To any rational observer, tomorrow appears to be something to avoid at the moment. Record levels of suicides, drug overdoses, and depression haunt the population. Economic prospects are bleak for all but a privileged few. Most live paycheck to paycheck, and struggle to pay routine expenses. Worse still are the recent economic forecasts, as many predict an impending recession. Couple this fact with an inevitable wave of automation, and suddenly Mad Max looks like a documentary ahead of its time. As if matters couldn’t get worse, all of this takes place within a collapsing petrodollar system, and a collapsing environment. The universe clearly hates us.
While this information is disturbing, anxiety provoking, and discouraging, it misses one very important detail: none of it answers the initial question.
At this point I’d ask you to stop and think about your daily routine. We all have habits, some good and some bad. How does one break a bad habit? The first step is always the same: recognize the habit as counterproductive, and work towards breaking it. In other words, one’s ability to change behavior is always contingent upon the initial awareness of it.
We have many bad habits here. Imaginary lines in the ground are drawn and used as justification for murder. Fellow human beings are ranked in their importance according to arbitrary characteristics such as skin color, gender, and sexual preference. Perhaps most amazing of all is the economic system, one in which the vast majority of the population is forced to justify their existence through the acquisition of green pieces of paper, without any regard for its effects on either the physical or mental environment.

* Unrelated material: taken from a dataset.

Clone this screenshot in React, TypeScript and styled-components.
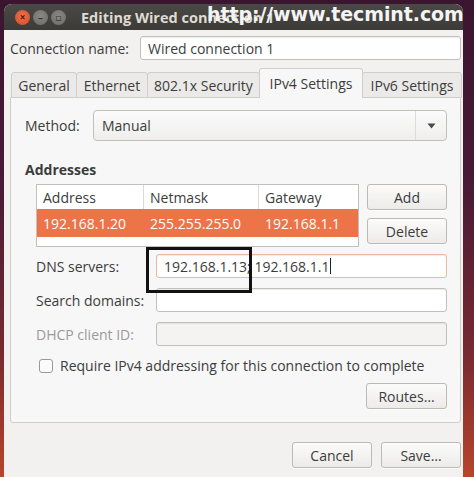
import styled, { createGlobalStyle } from 'styled-components';

const Global = createGlobalStyle`
  html, body { margin: 0; padding: 0; }
  body {
    width: 474px;
    height: 477px;
    overflow: hidden;
    font-family: "Open Sans", "DejaVu Sans", sans-serif;
  }
`;

const Desktop = styled.div`
  width: 474px;
  height: 477px;
  box-sizing: border-box;
  padding: 4px 11px 0 4px;
  background: linear-gradient(180deg, #3b1530 0%, #4a1a36 40%, #7a2a30 75%, #b8452c 100%);
  position: relative;
  overflow: hidden;
`;

const Window = styled.div`
  height: 100%;
  display: flex;
  flex-direction: column;
  border-radius: 8px 8px 0 0;
  overflow: hidden;
  background: #f2f1f0;
`;

const TitleBar = styled.div`
  height: 26px;
  flex: none;
  display: flex;
  align-items: center;
  gap: 3px;
  padding: 0 0 0 11px;
  background: linear-gradient(180deg, #4a4946 0%, #3c3b37 100%);
`;

const WinButton = styled.span<{ $close?: boolean }>`
  width: 15px;
  height: 15px;
  border-radius: 50%;
  display: inline-flex;
  align-items: center;
  justify-content: center;
  background: ${p => (p.$close ? 'radial-gradient(circle at 50% 40%, #f0734c, #d2472a)' : 'radial-gradient(circle at 50% 40%, #8a8985, #6a6965)')};
  color: ${p => (p.$close ? '#5a1a0a' : '#3a3a38')};
  font-size: 10px;
  font-weight: bold;
  line-height: 1;
`;

const Title = styled.span`
  margin-left: 12px;
  color: #dfdbd2;
  font-weight: bold;
  font-size: 14.5px;
  white-space: nowrap;
`;

const Watermark = styled.div`
  position: absolute;
  left: 207px;
  top: 3px;
  color: #f4f4f4;
  font-family: "DejaVu Sans", sans-serif;
  font-weight: bold;
  font-size: 19px;
  letter-spacing: -0.1px;
  white-space: nowrap;
`;

const Body = styled.div`
  flex: 1;
  padding: 6px 2px 0 6px;
  display: flex;
  flex-direction: column;
  color: #3c3c3c;
  font-size: 14px;
`;

const NameRow = styled.div`
  display: flex;
  align-items: center;
  height: 24px;
`;

const Label = styled.span<{ $w?: number; $disabled?: boolean }>`
  width: ${p => p.$w ?? 120}px;
  flex: none;
  white-space: nowrap;
  color: ${p => (p.$disabled ? '#9a9a9a' : '#3c3c3c')};
`;

const Entry = styled.div<{ $focus?: boolean; $disabled?: boolean }>`
  flex: 1;
  height: 24px;
  box-sizing: border-box;
  border: 1px solid ${p => (p.$focus ? '#e9b8a8' : '#c3c0bb')};
  border-radius: 3px;
  background: ${p => (p.$disabled ? '#f4f3f2' : '#ffffff')};
  box-shadow: inset 0 1px 1px rgba(0, 0, 0, 0.08);
  padding: 0 7px;
  display: flex;
  align-items: center;
  white-space: nowrap;
  color: #3c3c3c;
`;

const Caret = styled.span`
  display: inline-block;
  width: 1px;
  height: 16px;
  background: #222;
  margin-left: 1px;
`;

const Tabs = styled.div`
  display: flex;
  margin-top: 8px;
  height: 30px;
  align-items: flex-end;
  padding-left: 1px;
`;

const Tab = styled.div<{ $active?: boolean; $w: number }>`
  width: ${p => p.$w}px;
  height: ${p => (p.$active ? 30 : 26)}px;
  box-sizing: border-box;
  display: flex;
  align-items: center;
  justify-content: center;
  white-space: nowrap;
  background: ${p => (p.$active ? '#f7f7f7' : '#ebeae8')};
  border: 1px solid #d0cecb;
  border-bottom: ${p => (p.$active ? 'none' : '1px solid #d0cecb')};
  border-radius: 3px 3px 0 0;
  margin-right: -1px;
  position: relative;
  z-index: ${p => (p.$active ? 1 : 0)};
  color: #3c3c3c;
`;

const Panel = styled.div`
  height: 326px;
  box-sizing: border-box;
  margin-top: -1px;
  border: 1px solid #d0cecb;
  border-radius: 0 0 3px 3px;
  background: #f7f7f7;
  padding: 12px 13px 0 14px;
  display: flex;
  flex-direction: column;
`;

const MethodRow = styled.div`
  display: flex;
  align-items: center;
`;

const Combo = styled.div`
  flex: 1;
  height: 31px;
  box-sizing: border-box;
  border: 1px solid #c3c0bb;
  border-radius: 4px;
  background: linear-gradient(180deg, #fbfbfb, #efeeed);
  display: flex;
  align-items: center;
  padding-left: 8px;
`;

const ComboText = styled.span`
  flex: 1;
`;

const ComboArrow = styled.span`
  width: 30px;
  height: 100%;
  display: flex;
  align-items: center;
  justify-content: center;
  border-left: 1px solid #dddbd8;
`;

const SectionTitle = styled.div`
  font-weight: bold;
  margin-top: 20px;
  height: 18px;
  line-height: 18px;
`;

const Indent = styled.div`
  padding-left: 11px;
  display: flex;
  flex-direction: column;
`;

const AddrRow = styled.div`
  display: flex;
  gap: 8px;
  margin-top: 5px;
`;

const Table = styled.div`
  width: 323px;
  flex: none;
  height: 63px;
  box-sizing: border-box;
  border: 1px solid #c3c0bb;
  background: #fff;
`;

const TableRow = styled.div<{ $selected?: boolean; $header?: boolean }>`
  display: grid;
  grid-template-columns: 107px 115px 1fr;
  height: ${p => (p.$header ? 24 : 28)}px;
  background: ${p => (p.$selected ? '#ec7448' : '#fff')};
  color: ${p => (p.$selected ? '#fff' : '#3c3c3c')};
`;

const Cell = styled.div<{ $header?: boolean }>`
  display: flex;
  align-items: center;
  padding-left: 6px;
  border-right: ${p => (p.$header ? '1px solid #dcdad7' : 'none')};
  white-space: nowrap;
  &:last-child { border-right: none; }
`;

const ButtonCol = styled.div`
  flex: 1;
  display: flex;
  flex-direction: column;
  gap: 8px;
`;

const Button = styled.div<{ $w?: number }>`
  width: ${p => p.$w ?? 80}px;
  height: 26px;
  box-sizing: border-box;
  border: 1px solid #bdbab5;
  border-radius: 3px;
  background: linear-gradient(180deg, #fbfbfa, #ecebe9);
  box-shadow: 0 1px 0 rgba(255, 255, 255, 0.8);
  display: flex;
  align-items: center;
  justify-content: center;
  color: #3c3c3c;
  white-space: nowrap;
`;

const FieldRow = styled.div<{ $top: number }>`
  display: flex;
  align-items: center;
  margin-top: ${p => p.$top}px;
`;

const Annotated = styled.div`
  flex: 1;
  position: relative;
  display: flex;
`;

const Highlight = styled.div`
  position: absolute;
  left: -10px;
  top: -7px;
  width: 106px;
  height: 46px;
  box-sizing: border-box;
  border: 3px solid #111;
  pointer-events: none;
`;

const CheckRow = styled.div`
  display: flex;
  align-items: center;
  gap: 7px;
  margin-top: 10px;
  padding-left: 14px;
`;

const CheckBox = styled.span`
  width: 14px;
  height: 14px;
  box-sizing: border-box;
  border: 1px solid #9c9995;
  border-radius: 3px;
  background: #fbfbfb;
`;

const RightRow = styled.div<{ $top: number }>`
  display: flex;
  justify-content: flex-end;
  gap: 9px;
  margin-top: ${p => p.$top}px;
`;

export default function App() {
  return (
    <Desktop>
      <Global />
      <Window>
        <TitleBar>
          <WinButton $close>×</WinButton>
          <WinButton>–</WinButton>
          <WinButton>▫</WinButton>
          <Title>Editing Wired connection 1</Title>
        </TitleBar>
        <Body>
          <NameRow>
            <Label $w={130}>Connection name:</Label>
            <Entry>Wired connection 1</Entry>
          </NameRow>
          <Tabs>
            <Tab $w={66}>General</Tab>
            <Tab $w={72}>Ethernet</Tab>
            <Tab $w={113}>802.1x Security</Tab>
            <Tab $w={104} $active>IPv4 Settings</Tab>
            <Tab $w={100}>IPv6 Settings</Tab>
          </Tabs>
          <Panel>
            <MethodRow>
              <Label $w={68}>Method:</Label>
              <Combo>
                <ComboText>Manual</ComboText>
                <ComboArrow>
                  <svg width="9" height="6" viewBox="0 0 9 6">
                    <path d="M0.5 0.5 L8.5 0.5 L4.5 5.5 Z" fill="#4a4a4a" />
                  </svg>
                </ComboArrow>
              </Combo>
            </MethodRow>
            <SectionTitle>Addresses</SectionTitle>
            <Indent>
              <AddrRow>
                <Table>
                  <TableRow $header>
                    <Cell $header>Address</Cell>
                    <Cell $header>Netmask</Cell>
                    <Cell $header>Gateway</Cell>
                  </TableRow>
                  <TableRow $selected>
                    <Cell>192.168.1.20</Cell>
                    <Cell>255.255.255.0</Cell>
                    <Cell>192.168.1.1</Cell>
                  </TableRow>
                </Table>
                <ButtonCol>
                  <Button>Add</Button>
                  <Button>Delete</Button>
                </ButtonCol>
              </AddrRow>
              <FieldRow $top={7}>
                <Label $w={120}>DNS servers:</Label>
                <Annotated>
                  <Entry $focus>
                    192.168.1.13; 192.168.1.1
                    <Caret />
                  </Entry>
                  <Highlight />
                </Annotated>
              </FieldRow>
              <FieldRow $top={10}>
                <Label $w={120}>Search domains:</Label>
                <Entry />
              </FieldRow>
              <FieldRow $top={10}>
                <Label $w={120} $disabled>DHCP client ID:</Label>
                <Entry $disabled />
              </FieldRow>
            </Indent>
            <CheckRow>
              <CheckBox />
              <span>Require IPv4 addressing for this connection to complete</span>
            </CheckRow>
            <RightRow $top={8}>
              <Button $w={81}>Routes…</Button>
            </RightRow>
          </Panel>
          <RightRow $top={19}>
            <Button>Cancel</Button>
            <Button>Save…</Button>
          </RightRow>
        </Body>
      </Window>
      <Watermark>http://www.tecmint.com</Watermark>
    </Desktop>
  );
}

Fortunately, it appears a group of us have recognized the deleterious nature of the habits mentioned above. Presidential candidate Andrew Yang has assembled an impressive coalition of supporters to his campaign. A close look at his constituency reveals cohorts from across the political spectrum, all of whom are ready to shed the conventional wisdom of the past. Most encouraging of all is the global nature of the movement to change our economic system away from a destructive force: a cursory glance at geopolitical events yields trials for basic income, applications of human centered metrics, and an interconnectedness across peoples never before seen on earth. The old enemies of progress, once hidden within “respectable political discourse” have been exposed for all to see. Even many once proud gatekeepers of the status quo are appalled by the regressive nature of our current representatives, both home and abroad.
Within the vaccum of that consensus enters the aforementioned coalition: one that learned to shape a better tomorrow from an ugly today. They are ready to break the old routine and redefine the human condition forever.
Before birth, most babies are comfortable with their circumstance. Nutrients are readily available, the environment is safe, and little is required of them to maintain themselves. This all changes at birth. Walls close in, and the world they once knew no longer exists. Despite its harrowing appearance, this event is called birth for a reason; it’s the beginning of something entirely new. There isn’t an analogy more apt to the situation we currently find ourselves in today.
The future, once gestating within the darkness of the mental realm, is about to birthed into the light.